Jakarta (Indonesia Window) – Pemerintah Amerika Serikat, melalui United States Trade Representative (USTR) atau perwakilan perdagangan AS, secara resmi telah mengeluarkan keputusan untuk memperpanjang pemberian fasilitas Generalized System of Preferences (GSP) kepada Indonesia.
Generalized System of Preferences memberikan perlakuan bebas bea untuk barang dari negara penerima yang ditunjuk.
Dalam pernyataan yang diterima di Jakarta, Ahad, Menteri Koordinator Bidang Kemaritiman dan Investasi, Luhut B. Pandjaitan, mengatakan di tengah menurunnya perdagangan internasional akibat pandemik COVID-19, fasilitas GSP akan membantu meningkatkan kinerja ekspor Indonesia ke AS.

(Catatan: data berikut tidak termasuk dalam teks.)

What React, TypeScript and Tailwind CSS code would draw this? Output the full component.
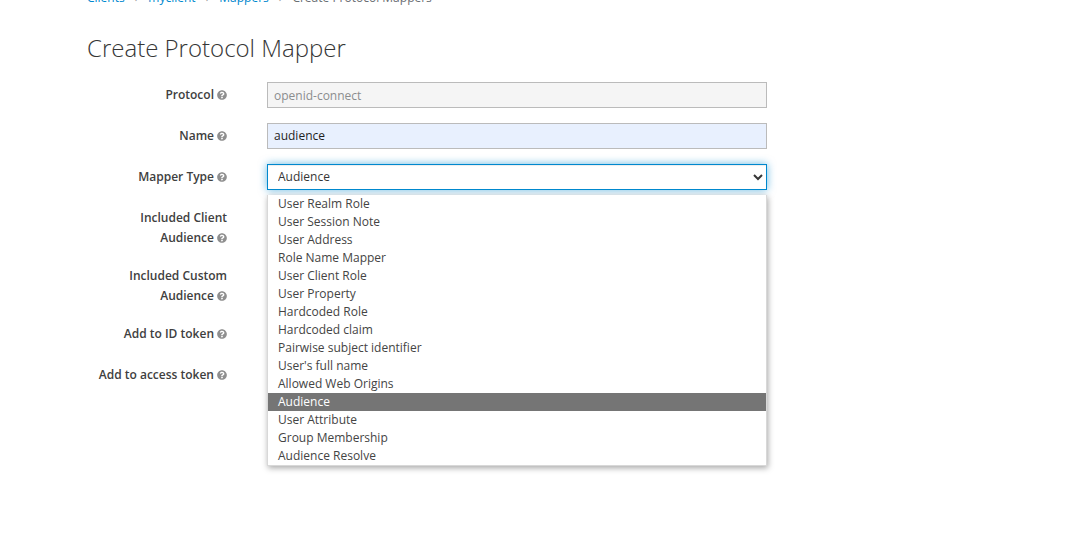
import { Fragment } from "react";
import { FaQuestionCircle } from "react-icons/fa";

const crumbs = ["Clients", "myclient", "Mappers"];

const mapperTypes = [
    "User Realm Role",
    "User Session Note",
    "User Address",
    "Role Name Mapper",
    "User Client Role",
    "User Property",
    "Hardcoded Role",
    "Hardcoded claim",
    "Pairwise subject identifier",
    "User's full name",
    "Allowed Web Origins",
    "Audience",
    "User Attribute",
    "Group Membership",
    "Audience Resolve",
];

const Help = () => <FaQuestionCircle className="inline-block ml-[3px] mb-[1px] text-[#8f8f8f]" size={10} />;

const Row = ({ label, help = true, children, className = "" }: { label: React.ReactNode; help?: boolean; children?: React.ReactNode; className?: string }) => (
    <div className={`flex ${className}`}>
        <label className="w-[140px] shrink-0 text-right font-semibold text-[#404040] leading-[20px] pt-[3px]">
            {label}
            {help && <Help />}
        </label>
        <div className="ml-[40px] w-[500px]">{children}</div>
    </div>
);

export default function App() {
    return (
        <div className="h-[537px] overflow-hidden bg-white font-['Open_Sans',sans-serif] text-[12px] text-[#363636]">
            <div className="pl-[87px] -mt-[10px] h-[16px] flex items-center leading-[16px]">
                {crumbs.map((c) => (
                    <Fragment key={c}>
                        <a className="text-[#0088ce]">{c}</a>
                        <span className="mx-[10px] text-[#9c9c9c]">›</span>
                    </Fragment>
                ))}
                <span className="text-[#6a6e73]">Create Protocol Mappers</span>
            </div>

            <h1 className="pl-[87px] mt-[25px] text-[24px] leading-[33px] font-light text-[#363636]">Create Protocol Mapper</h1>

            <div className="relative pl-[87px] mt-[18px] flex flex-col">
                <Row label="Protocol">
                    <input
                        readOnly
                        value="openid-connect"
                        className="block w-full h-[26px] px-[6px] border border-[#bbbbbb] bg-[#f5f5f5] text-[#8b8d8f] outline-none"
                    />
                </Row>
                <Row label="Name" className="mt-[15px]">
                    <input
                        readOnly
                        value="audience"
                        className="block w-full h-[26px] px-[6px] pb-[1px] border border-[#bbbbbb] bg-[#e8f0fe] text-[#1f1f1f] outline-none"
                    />
                </Row>
                <Row label="Mapper Type" className="mt-[15px]">
                    <select
                        defaultValue="Audience"
                        className="block w-full h-[26px] px-[6px] pb-[1px] border border-[#0088ce] bg-white text-[#363636] outline-none shadow-[inset_0_1px_1px_rgba(3,3,3,0.075),0_0_8px_rgba(0,136,206,0.6)]"
                    >
                        {mapperTypes.map((t) => (
                            <option key={t}>{t}</option>
                        ))}
                    </select>
                </Row>
                <Row label={<>Included Client<br />Audience</>} className="mt-[15px]" />
                <Row label={<>Included Custom<br />Audience</>} className="mt-[15px]" />
                <Row label="Add to ID token" className="mt-[15px]" />
                <Row label="Add to access token" className="mt-[18px]" />

                <ul className="absolute left-[267px] top-[113px] w-[500px] bg-white border-x border-b border-[#d8d8d8] shadow-[1px_2px_6px_rgba(0,0,0,0.35)] text-[#444444]">
                    {mapperTypes.map((t) => (
                        <li
                            key={t}
                            className={`h-[18px] leading-[18px] pl-[10px] ${t === "Audience" ? "bg-[#757575] text-white" : ""}`}
                        >
                            {t}
                        </li>
                    ))}
                </ul>
            </div>
        </div>
    );
}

Pengumuman perpanjangan GSP oleh Pemerintah AS tersebut dibuat hanya berselang sehari usai pertemuan Presiden Joko Widodo dengan Menteri Luar Negeri AS Mike Pompeo di Jakarta pada 29 Oktober 2020.
Menteri Luar Negeri Retno Marsudi pada saat bertemu dengan timpalannya dari AS juga secara khusus mengangkat isu GSP.

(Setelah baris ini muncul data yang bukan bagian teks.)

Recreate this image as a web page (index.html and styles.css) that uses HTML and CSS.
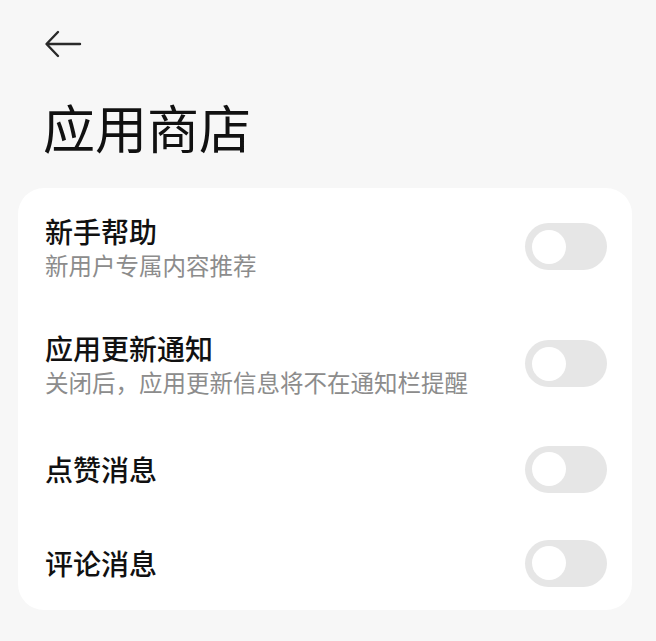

Retno menyatakan bahwa penyelesaian review GSP ini merupakan buah dari rangkaian diplomasi yang secara intensif dilakukan oleh Pemerintah Indonesia dalam beberapa waktu terakhir ini.
“Pemberian fasilitas GSP merupakan salah satu wujud konkret kemitraan strategis antara kedua negara yang tidak hanya membawa manfaat positif bagi Indonesia, tapi juga bisnis di AS,” tambah Menlu Retno.
Sementara itu, menurut Duta Besar Indonesia untuk AS, Muhammad Lutfi, perpanjangan fasilitas GSP yang diberikan oleh Amerika Serikat menunjukkan tingginya kepercayaan Pemerintah AS terhadap berbagai perbaikan peraturan domestik yang dilakukan Pemerintah Indonesia dalam rangka menciptakan iklim bisnis dan investasi yang lebih kondusif di tanah air.
“Pasca pengumuman USTR tersebut, kita akan susun rencana kerja atau road plan untuk mengoptimalkan fasilitas keringanan bea masuk bagi produk-produk ekspor Indonesia ke pasar AS,” ujar Dubes Lutfi yang sebelumnya pernah menjabat sebagai Menteri Perdagangan dan Kepala BKPM (Badan Koordinator Penanaman Modal).
Dalam beberapa tahun terakhir ini, pemberian perpanjangan fasilitas GSP oleh AS relatif jarang terjadi.
Bahkan, pada tahun 2019 fasilitas GSP untuk sejumlah negara mitra dagang AS, seperti India dan Turki, dihentikan.
GSP merupakan fasilitas perdagangan berupa pembebasan tarif bea masuk yang diberikan secara unilateral oleh Pemerintah AS kepada negara-negara berkembang di dunia sejak tahun 1974.
Indonesia pertama kali mendapatkan fasilitas GSP dari AS pada 1980.
Berdasarkan data statistik dari United States International Trade Commission (USITC) atau Komisi Perdagangan Internasional AS, pada tahun 2019 ekspor Indonesia yang menggunakan GSP mencapai 2,61 milyar dolar AS (sekira 38,08 triliun rupiah).
Angka tersebut setara dengan 13,1 persen dari total ekspor Indonesia ke AS, yakni 20.1 milyar dolar AS (sekitar 293,2 triuliun rupiah).
Ekspor Indonesia dengan fasilitas GSP di tahun 2019 berasal dari 729 pos tarif barang dari total 3.572 pos tarif produk yang mendapatkan preferensi tarif GSP.
Hingga bulan Agustus 2020, nilai ekspor GSP Indonesia ke AS tercatat sebesar 1.87 milyar dolar AS (sekira 27,2 triliun rupiah) atau naik 10,6 persen dibandingkan periode yang sama di tahun sebelumnya.
Indonesia saat ini merupakan negara pengekspor GSP terbesar ke-2 di AS setelah Thailand (2.6 milyar dolar AS).